Выполняя обещание, данное Порции, Катрин записалась в «группу развития сознания». Собрания группы происходили в просторной, хоть и несколько запущенной квартире в Вест-Энде. Прочие участницы были примерно того же возраста или даже моложе – аспирантки и студентки Колумбийского и Нью-Йоркского университетов, учителя, одна художница, одна сотрудница службы социального обеспечения. Придя на собрание в первый раз, Катрин понемногу знакомилась с ними, пила растворимый кофе, нервно ерзала на стуле. Женщины расселись кто где хотел – на полу, на диване. Обстановка была неформальная, и Катрин даже не заметила, когда началась «сессия». Она думала, что речь будет идти о неравенстве, о роли женщины на производстве, о правах, о независимости и прочих серьезных вещах. Катрин подготовилась как следует, изучила книгу Симоны де Бовуар «Второй пол», «Сексуальную политику» Кейт Миллетт.
Однако беседа больше напоминала не научную дискуссию, а какую-то коллективную исповедь. Женщины рассказывали о своей сексуальной жизни, о физиологических проблемах. Та, что выступала первой, рассказала про ссору с любовником: когда она предложила ему разнообразить их половую жизнь, использовать разные позиции, он возмутился и порвал с ней.
Другая женщина прокомментировала это так: женская сексуальность пугает мужчин, у них создается впечатление, что их потенция и власть оспариваются, становятся под сомнение.
Другие рассказывали о том, как мужчины ненавидят женское тело, как жалуются на то, что женский «орган» слишком велик или не так пахнет. Врачи отказывались выслушивать жалобы на сексуальную жизнь, относя проблемы этого рода к категории истерики и невроза. Все в один голос говорили о том, что постоянно испытывают чувство униженности.
– Но помните, сестры, что мы прекрасны, – объявила одна из участниц. – В нас прекрасно все – кровь, выделения, запахи. Мы не пластмассовые куклы, созданные для удовлетворения мужских прихотей.
Дальше было все в том же духе: мерзавцы мужчины, менструация, мастурбация и так далее.
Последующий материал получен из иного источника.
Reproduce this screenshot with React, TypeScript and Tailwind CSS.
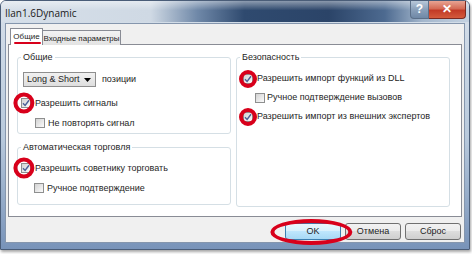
import React from "react";

function Check() {
  return (
    <svg width="8" height="8" viewBox="0 0 8 8" className="block">
      <path d="M1 4.3 L3.1 6.4 L7 1.3" fill="none" stroke="#4a5f97" strokeWidth="1.4" />
    </svg>
  );
}

function Box({ checked, circle }: { checked?: boolean; circle?: "lg" | "sm" }) {
  return (
    <span className="relative flex h-[10px] w-[10px] shrink-0 items-center justify-center border border-[#8e8f8f] bg-[linear-gradient(135deg,#d2d2d2,#fbfbfb)]">
      {checked && <Check />}
      {circle === "lg" && (
        <span className="pointer-events-none absolute left-1/2 top-1/2 z-10 h-[21px] w-[21px] -translate-x-[60%] -translate-y-1/2 rounded-full border-[4px] border-[#d8001b]" />
      )}
      {circle === "sm" && (
        <span className="pointer-events-none absolute left-1/2 top-1/2 z-10 h-[18px] w-[18px] -translate-x-1/2 -translate-y-1/2 rounded-full border-[4px] border-[#d8001b]" />
      )}
    </span>
  );
}

function Row({
  label,
  checked,
  circle,
  pl,
  gap,
  h,
}: {
  label: string;
  checked?: boolean;
  circle?: "lg" | "sm";
  pl: string;
  gap: string;
  h: string;
}) {
  return (
    <div className={`flex items-center ${pl} ${gap} ${h}`}>
      <Box checked={checked} circle={circle} />
      <span className="whitespace-nowrap">{label}</span>
    </div>
  );
}

function Btn({ label, primary }: { label: string; primary?: boolean }) {
  return (
    <div className="relative">
      <div
        className={
          primary
            ? "flex h-[17px] w-[56px] items-center justify-center rounded-[3px] border border-[#3c7fb1] bg-[linear-gradient(to_bottom,#eaf6fd_0%,#d9f0fc_45%,#bee6fd_50%,#a7d9f5_100%)]"
            : "flex h-[17px] w-[56px] items-center justify-center rounded-[3px] border border-[#707070] bg-[linear-gradient(to_bottom,#f2f2f2_0%,#ebebeb_45%,#dddddd_50%,#cfcfcf_100%)]"
        }
      >
        {label}
      </div>
      {primary && (
        <span className="pointer-events-none absolute left-1/2 top-1/2 z-10 h-[26px] w-[82px] -translate-x-[52%] -translate-y-1/2 rounded-[50%] border-[4px] border-[#d8001b]" />
      )}
    </div>
  );
}

export default function App() {
  return (
    <div className="h-[254px] w-[472px] overflow-hidden bg-white font-['Liberation_Sans',Arial,sans-serif] text-[9px] leading-[11px] text-[#1e1e1e]">
      <div className="flex h-[250px] w-[470px] flex-col rounded-t-[6px] border border-[#4a5d78] bg-[linear-gradient(to_bottom,#d7e0ea_0%,#b8c9dc_55%,#7893b9_100%)] shadow-[1px_2px_3px_rgba(0,0,0,0.35)]">
        {/* title bar */}
        <div className="flex h-[21px] shrink-0 items-start rounded-t-[5px] bg-[linear-gradient(to_bottom,rgba(255,255,255,0.45)_0%,rgba(255,255,255,0)_45%),linear-gradient(to_right,#d6dfe9_0%,#cfd9e4_32%,#6f88a8_42%,#2f4a6f_52%,#2b4468_70%,#4d6a90_82%,#a3b6cc_90%,#c4d2e1_100%)]">
          <span className="ml-[4px] mt-[6px] text-[10px] leading-[12px] text-[#1a1a1a] font-['Open_Sans','Liberation_Sans',sans-serif]">
            Ilan1.6Dynamic
          </span>
          <div className="ml-auto mr-[3px] flex">
            <div className="flex h-[18px] w-[19px] items-center justify-center rounded-bl-[4px] border border-t-0 border-[#5b6f88] bg-[linear-gradient(to_bottom,#b9c8d9,#8aa0ba_50%,#6f88a6)] text-[12px] font-bold text-white">
              ?
            </div>
            <div className="flex h-[18px] w-[37px] items-center justify-center rounded-br-[4px] border border-l-0 border-t-0 border-[#7a2a22] bg-[linear-gradient(to_bottom,#e8a493,#d46a55_45%,#c23a26_55%,#d45a3c)] text-[12px] font-bold text-white">
              ✕
            </div>
          </div>
        </div>

        {/* client area */}
        <div className="mx-[4px] mb-[6px] mt-[1px] flex flex-1 flex-col border border-[#8596ad] bg-[#f0f0f0]">
          {/* tabs */}
          <div className="relative z-10 -mb-px ml-[4px] mt-[4px] flex items-end text-[8px]">
            <div className="relative flex h-[17px] w-[33px] items-center justify-center border border-b-0 border-[#898c95] bg-white pb-[1px]">
              Общие
              <span className="absolute bottom-[1px] left-[3px] h-[2px] w-[27px] rounded-full bg-[#d8001b]" />
            </div>
            <div className="flex h-[15px] w-[78px] items-center justify-center border border-b-0 border-l-0 border-[#898c95] bg-[linear-gradient(to_bottom,#f3f3f3,#e3e3e3)]">
              Входные параметры
            </div>
          </div>

          {/* panel */}
          <div className="mx-[2px] flex h-[173px] gap-[5px] border border-[#898c95] bg-white pl-[8px] pt-[7px]">
            {/* left column */}
            <div className="flex w-[214px] flex-col gap-[8px]">
              <fieldset className="h-[82px] rounded-[3px] border border-[#d5dfe5]">
                <legend className="ml-[3px] px-[2px]">Общие</legend>
                <div className="flex flex-col">
                  <div className="ml-[5px] mt-[9px] flex h-[15px] items-center gap-[6px]">
                    <div className="flex h-[15px] w-[73px] items-center justify-between border border-[#8e8e8e] bg-[linear-gradient(to_bottom,#f1f1f1,#dedede)] pl-[3px] pr-[4px]">
                      <span>Long &amp; Short</span>
                      <svg width="7" height="4" viewBox="0 0 7 4">
                        <path d="M0 0 H7 L3.5 4 Z" fill="#000" />
                      </svg>
                    </div>
                    <span>позиции</span>
                  </div>
                  <div className="mt-[6px]">
                    <Row label="Разрешить сигналы" checked circle="lg" pl="pl-[3px]" gap="gap-[4px]" h="h-[20px]" />
                    <Row label="Не повторять сигнал" pl="pl-[17px]" gap="gap-[3px]" h="h-[20px]" />
                  </div>
                </div>
              </fieldset>
              <fieldset className="h-[63px] rounded-[3px] border border-[#d5dfe5]">
                <legend className="ml-[3px] px-[2px]">Автоматическая торговля</legend>
                <div className="mt-[5px] flex flex-col">
                  <Row label="Разрешить советнику торговать" checked circle="lg" pl="pl-[3px]" gap="gap-[4px]" h="h-[20px]" />
                  <Row label="Ручное подтверждение" pl="pl-[16px]" gap="gap-[3px]" h="h-[20px]" />
                </div>
              </fieldset>
            </div>

            {/* right column */}
            <fieldset className="h-[155px] w-[214px] rounded-[3px] border border-[#d5dfe5]">
              <legend className="ml-[3px] px-[2px]">Безопасность</legend>
              <div className="mt-[6px] flex flex-col">
                <Row label="Разрешить импорт функций из DLL" checked circle="sm" pl="pl-[6px]" gap="gap-[4px]" h="h-[19px]" />
                <Row label="Ручное подтверждение вызовов" pl="pl-[18px]" gap="gap-[2px]" h="h-[19px]" />
                <Row label="Разрешить импорт из внешних экспертов" checked circle="sm" pl="pl-[6px]" gap="gap-[4px]" h="h-[19px]" />
              </div>
            </fieldset>
          </div>

          {/* buttons */}
          <div className="mr-[3px] mt-[6px] flex justify-end gap-[4px]">
            <Btn label="OK" primary />
            <Btn label="Отмена" />
            <Btn label="Сброс" />
          </div>
        </div>
      </div>
    </div>
  );
}
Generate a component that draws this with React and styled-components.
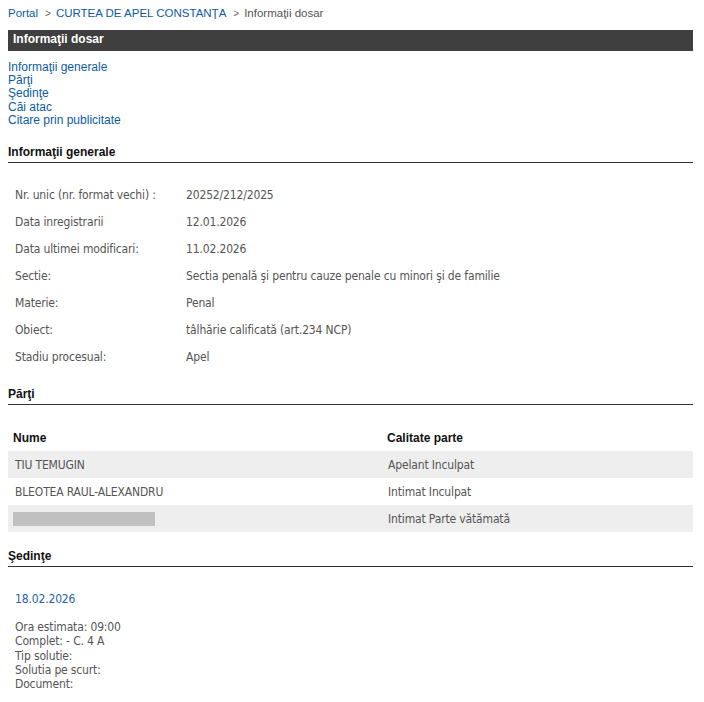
import styled, { createGlobalStyle } from "styled-components";

const GlobalStyle = createGlobalStyle`
    body {
        margin: 0;
        background: #fff;
        font-family: "Liberation Sans", Arial, sans-serif;
    }
`;

const Page = styled.div`
    width: 685px;
    padding: 6px 0 0 8px;
`;

const Crumbs = styled.div`
    font-size: 11.5px;
    line-height: 14px;
    color: #555;
    display: flex;
    align-items: baseline;
`;

const CrumbLink = styled.a`
    color: #0e5ba3;
    text-decoration: none;
`;

const Sep = styled.span`
    font-size: 10px;
    color: #666;
    margin: 0 5px 0 7px;
`;

const Bar = styled.div`
    margin-top: 9px;
    background: #3f3f3f;
    color: #fff;
    font-weight: bold;
    font-size: 12px;
    line-height: 16px;
    padding: 1px 5px 4px;
`;

const Nav = styled.div`
    margin-top: 10px;
    display: flex;
    flex-direction: column;
    font-size: 12px;
    line-height: 13.2px;
`;

const NavLink = styled.a`
    color: #0e5ba3;
    text-decoration: none;
`;

const Heading = styled.div`
    margin-top: ${(p) => p.top}px;
    font-weight: bold;
    font-size: 12px;
    line-height: 14px;
    color: #111;
    padding-bottom: 3px;
    border-bottom: 1px solid #333;
`;

const InfoGrid = styled.div`
    margin-top: 18px;
    padding-left: 7px;
    display: grid;
    grid-template-columns: 171px 1fr;
    grid-auto-rows: 27px;
    align-items: center;
    font-family: "DejaVu Sans Condensed", "DejaVu Sans", Tahoma, sans-serif;
    font-size: 12px;
    letter-spacing: -0.15px;
    color: #555;
`;

const Table = styled.table`
    margin-top: 19px;
    width: 100%;
    border-collapse: collapse;
`;

const Th = styled.th`
    text-align: left;
    height: 27px;
    padding: 0 0 0 5px;
    font-size: 12px;
    font-weight: bold;
    color: #111;
    width: ${(p) => p.w || "auto"};
`;

const Tr = styled.tr`
    background: ${(p) => (p.shade ? "#eeeeee" : "#fff")};
`;

const Td = styled.td`
    height: 27px;
    padding: 0 0 0 ${(p) => p.pl || 7}px;
    font-family: "DejaVu Sans Condensed", "DejaVu Sans", Tahoma, sans-serif;
    font-size: 12px;
    letter-spacing: -0.15px;
    color: #555;
`;

const Hidden = styled.div`
    width: 142px;
    height: 14px;
    margin-left: -2px;
    background: #c0c0c0;
`;

const Session = styled.div`
    margin-top: 25px;
    padding-left: 7px;
    font-family: "DejaVu Sans Condensed", "DejaVu Sans", Tahoma, sans-serif;
    font-size: 12px;
    letter-spacing: -0.15px;
`;

const SessionDate = styled.a`
    display: block;
    color: #1f64a8;
    line-height: 14px;
    text-decoration: none;
    margin-bottom: 14px;
`;

const SessionLines = styled.div`
    color: #555;
    line-height: 14.3px;
`;

const info = [
    ["Nr. unic (nr. format vechi) :", "20252/212/2025"],
    ["Data inregistrarii", "12.01.2026"],
    ["Data ultimei modificari:", "11.02.2026"],
    ["Sectie:", "Sectia penală şi pentru cauze penale cu minori şi de familie"],
    ["Materie:", "Penal"],
    ["Obiect:", "tâlhărie calificată (art.234 NCP)"],
    ["Stadiu procesual:", "Apel"],
];

const parti = [
    ["TIU TEMUGIN", "Apelant Inculpat"],
    ["BLEOTEA RAUL-ALEXANDRU", "Intimat Inculpat"],
    [null, "Intimat Parte vătămată"],
];

export default function App() {
    return (
        <Page>
            <GlobalStyle />
            <Crumbs>
                <CrumbLink>Portal</CrumbLink>
                <Sep>&gt;</Sep>
                <CrumbLink>CURTEA DE APEL CONSTANŢA</CrumbLink>
                <Sep>&gt;</Sep>
                <span>Informaţii dosar</span>
            </Crumbs>
            <Bar>Informaţii dosar</Bar>
            <Nav>
                <NavLink>Informaţii generale</NavLink>
                <NavLink>Părţi</NavLink>
                <NavLink>Şedinţe</NavLink>
                <NavLink>Căi atac</NavLink>
                <NavLink>Citare prin publicitate</NavLink>
            </Nav>

            <Heading top={18}>Informaţii generale</Heading>
            <InfoGrid>
                {info.map(([k, v]) => [
                    <div key={k}>{k}</div>,
                    <div key={k + "v"}>{v}</div>,
                ])}
            </InfoGrid>

            <Heading top={17}>Părţi</Heading>
            <Table>
                <thead>
                    <tr>
                        <Th w="369px">Nume</Th>
                        <Th>Calitate parte</Th>
                    </tr>
                </thead>
                <tbody>
                    {parti.map(([name, role], i) => (
                        <Tr key={i} shade={i % 2 === 0}>
                            <Td>{name ? name : <Hidden />}</Td>
                            <Td pl={6}>{role}</Td>
                        </Tr>
                    ))}
                </tbody>
            </Table>

            <Heading top={17}>Şedinţe</Heading>
            <Session>
                <SessionDate>18.02.2026</SessionDate>
                <SessionLines>
                    <div>Ora estimata: 09:00</div>
                    <div>Complet: - C. 4 A</div>
                    <div>Tip solutie:</div>
                    <div>Solutia pe scurt:</div>
                    <div>Document:</div>
                </SessionLines>
            </Session>
        </Page>
    );
}
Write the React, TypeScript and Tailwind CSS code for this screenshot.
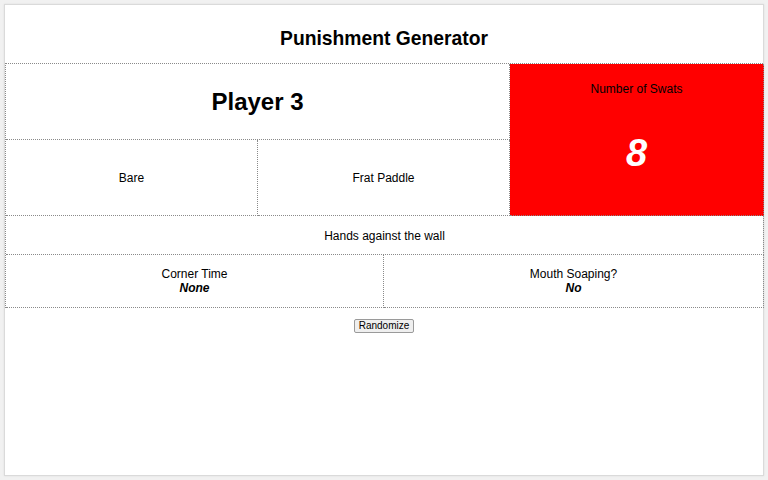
import React, { useState } from 'react';

const IMPLEMENTS = ['Frat Paddle', 'Hairbrush', 'Belt', 'Wooden Spoon', 'Hand'];
const STATES = ['Bare', 'Clothed', 'Underwear'];
const POSITIONS = ['Hands against the wall', 'Over the knee', 'Bent over', 'Touching toes'];
const CORNER = ['None', '5 minutes', '10 minutes', '15 minutes'];

const pick = <T,>(list: T[]) => list[Math.floor(Math.random() * list.length)];

const cell = 'border-r border-b border-dotted border-[#8a8a8a] flex items-center justify-center text-center';

export default function App() {
  const [player, setPlayer] = useState(3);
  const [swats, setSwats] = useState(8);
  const [state, setState] = useState('Bare');
  const [implement, setImplement] = useState('Frat Paddle');
  const [position, setPosition] = useState('Hands against the wall');
  const [corner, setCorner] = useState('None');
  const [soap, setSoap] = useState('No');

  const randomize = () => {
    setPlayer(1 + Math.floor(Math.random() * 6));
    setSwats(1 + Math.floor(Math.random() * 20));
    setState(pick(STATES));
    setImplement(pick(IMPLEMENTS));
    setPosition(pick(POSITIONS));
    setCorner(pick(CORNER));
    setSoap(pick(['Yes', 'No']));
  };

  return (
    <div className="min-h-screen bg-[#f1f1f1] p-[4px] font-['Liberation_Sans',Arial,sans-serif] text-black">
      <div className="h-[472px] bg-white border border-[#dadada] shadow-[0_0_2px_rgba(0,0,0,0.08)]">
        <h1 className="pt-[23px] pb-[13px] text-center text-[19.3px] leading-[22px] font-bold">
          Punishment Generator
        </h1>

        <div className="grid grid-cols-[252px_126px_126px_254px] grid-rows-[76px_76px_39px_53px] border-l border-t border-dotted border-[#8a8a8a] text-[12px] leading-[14px]">
          <div className={`${cell} col-span-3 text-[24px] leading-[28px] font-bold`}>
            Player {player}
          </div>
          <div className="row-span-2 border-r border-b border-dotted border-[#8a8a8a] bg-[#ff0000] flex flex-col items-center pt-[18px]">
            <span>Number of Swats</span>
            <span className="mt-[35px] text-[38px] leading-[44px] font-bold italic text-white">{swats}</span>
          </div>

          <div className={cell}>{state}</div>
          <div className={`${cell} col-span-2`}>{implement}</div>

          <div className={`${cell} col-span-4 pt-[1px]`}>{position}</div>

          <div className={`${cell} col-span-2 flex-col`}>
            <span>Corner Time</span>
            <span className="font-bold italic">{corner}</span>
          </div>
          <div className={`${cell} col-span-2 flex-col`}>
            <span>Mouth Soaping?</span>
            <span className="font-bold italic">{soap}</span>
          </div>
        </div>

        <div className="mt-[11px] flex justify-center">
          <button
            onClick={randomize}
            className="px-[4px] text-[10px] leading-[12px] bg-[#efefef] border border-[#9a9a9a] rounded-[2px] hover:bg-[#e5e5e5]"
          >
            Randomize
          </button>
        </div>
      </div>
    </div>
  );
}
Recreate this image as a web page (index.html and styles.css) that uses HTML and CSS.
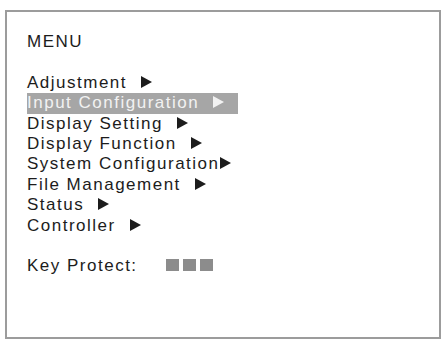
FILE: index.html
```html
<!DOCTYPE html>
<html lang="en">
<head>
  <meta charset="UTF-8">
  <title>Menu</title>
  <link rel="stylesheet" href="styles.css">
</head>
<body>
  <div class="screen">
    <div class="title">MENU</div>

    <ul class="menu">
      <li><span class="item">Adjustment<span class="arrow"></span></span></li>
      <li><span class="item selected">Input Configuration<span class="arrow"></span></span></li>
      <li><span class="item">Display Setting<span class="arrow"></span></span></li>
      <li><span class="item">Display Function<span class="arrow"></span></span></li>
      <li><span class="item">System Configuration<span class="arrow tight"></span></span></li>
      <li><span class="item">File Management<span class="arrow"></span></span></li>
      <li><span class="item">Status<span class="arrow"></span></span></li>
      <li><span class="item">Controller<span class="arrow"></span></span></li>
    </ul>

    <div class="key-protect">
      Key Protect:
      <span class="blocks">
        <span class="block"></span><span class="block"></span><span class="block"></span>
      </span>
    </div>
  </div>
</body>
</html>
```

FILE: styles.css
```css
body {
  margin: 0;
  background-color: #fff;
  font-family: 'Liberation Sans', Arial, Helvetica, sans-serif;
  font-size: 17px;
  line-height: 20.4px;
  letter-spacing: 1.5px;
  color: #1c1c1c;
}

.screen {
  margin: 10px 1px 0 5px;
  border: 2px solid #9c9c9c;
  padding: 20px 0 0 20px;
  box-sizing: border-box;
  height: 329px;
}

.title {
  margin-bottom: 20.4px;
}

.menu {
  list-style: none;
  margin: 0 0 20.4px 0;
  padding: 0;
}

.item {
  display: inline-block;
}

.item.selected {
  background-color: #a6a6a6;
  color: #f2f2f2;
  padding-right: 14px;
}

.arrow {
  display: inline-block;
  width: 0;
  height: 0;
  margin-left: 14px;
  border-left: 11px solid #1c1c1c;
  border-top: 6px solid transparent;
  border-bottom: 6px solid transparent;
}

.arrow.tight {
  margin-left: 0;
}

.selected .arrow {
  border-left-color: #f2f2f2;
}

.blocks {
  display: inline-flex;
  gap: 4px;
  margin-left: 22px;
}

.block {
  width: 13px;
  height: 12px;
  background-color: #8c8c8c;
}
```
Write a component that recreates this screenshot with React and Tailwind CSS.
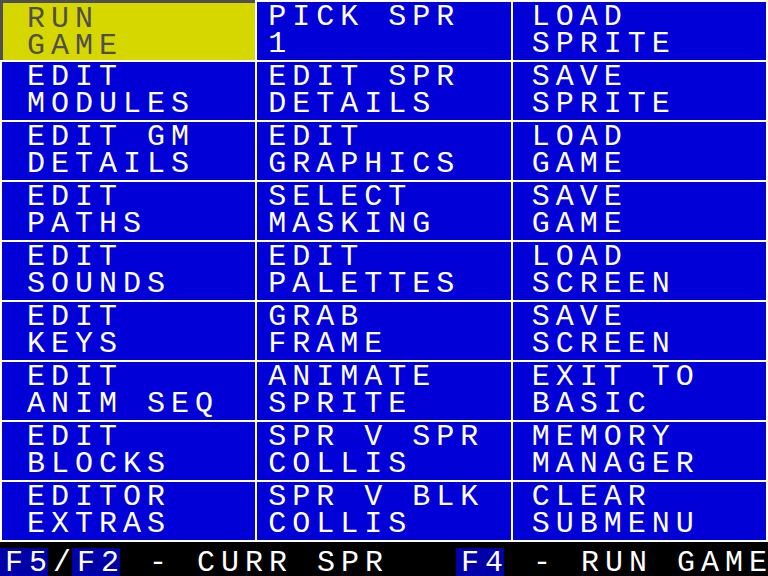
import React from 'react';

// Main editor menu: 9 rows x 3 columns of two-line options
const MENU = [
    [['RUN', 'GAME'], ['PICK SPR', '1'], ['LOAD', 'SPRITE']],
    [['EDIT', 'MODULES'], ['EDIT SPR', 'DETAILS'], ['SAVE', 'SPRITE']],
    [['EDIT GM', 'DETAILS'], ['EDIT', 'GRAPHICS'], ['LOAD', 'GAME']],
    [['EDIT', 'PATHS'], ['SELECT', 'MASKING'], ['SAVE', 'GAME']],
    [['EDIT', 'SOUNDS'], ['EDIT', 'PALETTES'], ['LOAD', 'SCREEN']],
    [['EDIT', 'KEYS'], ['GRAB', 'FRAME'], ['SAVE', 'SCREEN']],
    [['EDIT', 'ANIM SEQ'], ['ANIMATE', 'SPRITE'], ['EXIT TO', 'BASIC']],
    [['EDIT', 'BLOCKS'], ['SPR V SPR', 'COLLIS'], ['MEMORY', 'MANAGER']],
    [['EDITOR', 'EXTRAS'], ['SPR V BLK', 'COLLIS'], ['CLEAR', 'SUBMENU']],
];

// text sits on the 24px character grid, so each column has its own inset
const COL_PAD = ['pl-[25px]', 'pl-[11px]', 'pl-[19px]'];

function MenuCell({ lines, col, selected }) {
    if (selected) {
        return (
            <div className="-ml-[2px] -mt-[2px] border-l-[3px] border-t-[3px] border-[#4f4f4f] bg-[#d7d700] pl-[24px] pt-[3px] text-[#4f4f4f]">
                {lines.map((l) => (
                    <div key={l} className="whitespace-pre">{l}</div>
                ))}
            </div>
        );
    }
    return (
        <div className={`bg-[#0000d7] pt-[2px] text-white ${COL_PAD[col]}`}>
            {lines.map((l) => (
                <div key={l} className="whitespace-pre">{l}</div>
            ))}
        </div>
    );
}

// one run of the hint line, sized in whole 24px character cells
function Chunk({ text, w, hl }) {
    return (
        <span className={`flex h-[28px] shrink-0 whitespace-pre pl-[5px] pt-[2px] ${w} ${hl ? 'bg-[#0000a8]' : ''}`}>
            <span className="-mr-[6px]">{text}</span>
        </span>
    );
}

export default function App() {
    return (
        <div className="h-[576px] w-[768px] overflow-hidden bg-black font-['Liberation_Mono','Courier_New',monospace] text-[30px] leading-[27px] tracking-[6px]">
            <div className="grid grid-cols-3 grid-rows-[repeat(9,58px)] gap-[2px] bg-white p-[2px]">
                {MENU.map((row, r) =>
                    row.map((lines, c) => (
                        <MenuCell key={`${r}-${c}`} lines={lines} col={c} selected={r === 0 && c === 0} />
                    ))
                )}
            </div>

            {/* key hints */}
            <div className="flex h-[34px] items-end text-white">
                <Chunk text="F5" w="w-[48px]" hl />
                <Chunk text="/" w="w-[24px]" />
                <Chunk text="F2" w="w-[48px]" hl />
                <Chunk text=" - CURR SPR" w="w-[336px]" />
                <Chunk text="F4" w="w-[48px]" hl />
                <Chunk text=" - RUN GAME" w="w-[264px]" />
            </div>
        </div>
    );
}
Больше всего Катрин боялась, что ее попросят высказаться. Она никогда не была сильна по части откровений, а уж выворачивать душу наизнанку перед посторонними людьми ей и вовсе казалось немыслимым. Было в этом что-то отвратительное, покушавшееся на самую сокровенность личности. В то же время она чувствовала, как мало у нее жизненного опыта по сравнению с остальными женщинами. В ее судьбе не было никого, кроме Карло. Это происходило давно, в другом месте, в другом мире. Катрин старалась не думать о том, что она похоронила память о муже вместе с ним самим.